The answer is more complicated than a simple yes or no. There are a lot of amazing sales training consultants in the automotive industry. None that we know of offer training of any kind regarding the potential challenges of matching buyers with those that best reflect their backgrounds, belief systems, and even biases. 

 

 

In lieu of finding the perfect date for everyone that walks into your store, there are things you can do to make potential and current customers and staff get past their natural biases.

 

 

 

Focus Externally, Not Internally

Keep your staff focused on team goals, not on each other’s personality quirks, cultural traits, political beliefs, or ethnicities. Everyone isn’t going to get along. Have a low tolerance for gossip, dissent, and back-stabbing. The key is to establish a focus that is external, radiating out into the community and not into the inner workings and politics of the store. The dealership should have easily attained goals with some form of payback that rewards staff for unity and group effort. Use the diversity within your organization to school the others how to best relate to their specific background or belief system. Always be learning, always be closing.

 

 

 

Embrace Acculturation

Encourage your team to venture out to meet people and experience diverse activities within your PMA that helps them create bonds, or points of reference with people from other walks of life.This can be an Oktoberfest, Chamber of Commerce ribbon cutting for a new, minority-owned business, or involvement in an ethnicity or religiously-based charity campaign of some kind.
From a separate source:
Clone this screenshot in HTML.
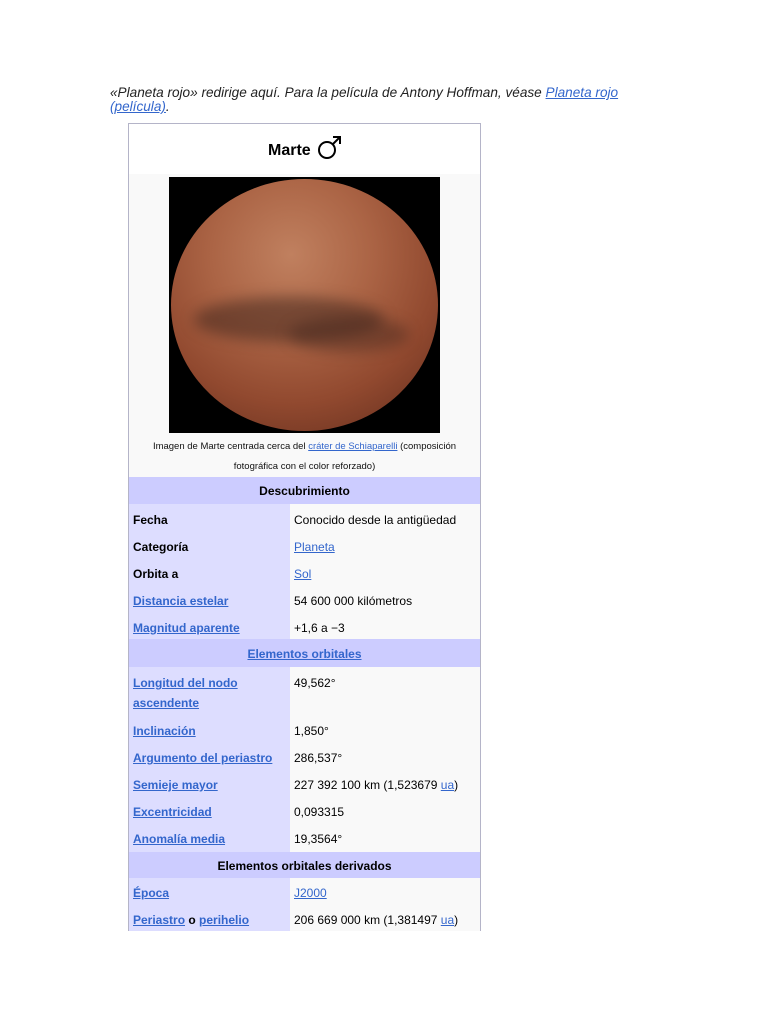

Most communities have plenty to choose from. 

 

 

Learn the language of your markets predominant minority. You don’t have to be fluent, but to simply learn the basics of a 2nd language impresses native speakers a lot. I did this with Japanese and it’s always met with a smile and appreciation. Showing that you can relate to those within your PMA and developing those crucial points of reference, even if you look and think differently, will eventually endear you into the communities that are likely to shop in your store. It’s a process of acculturation, and it works.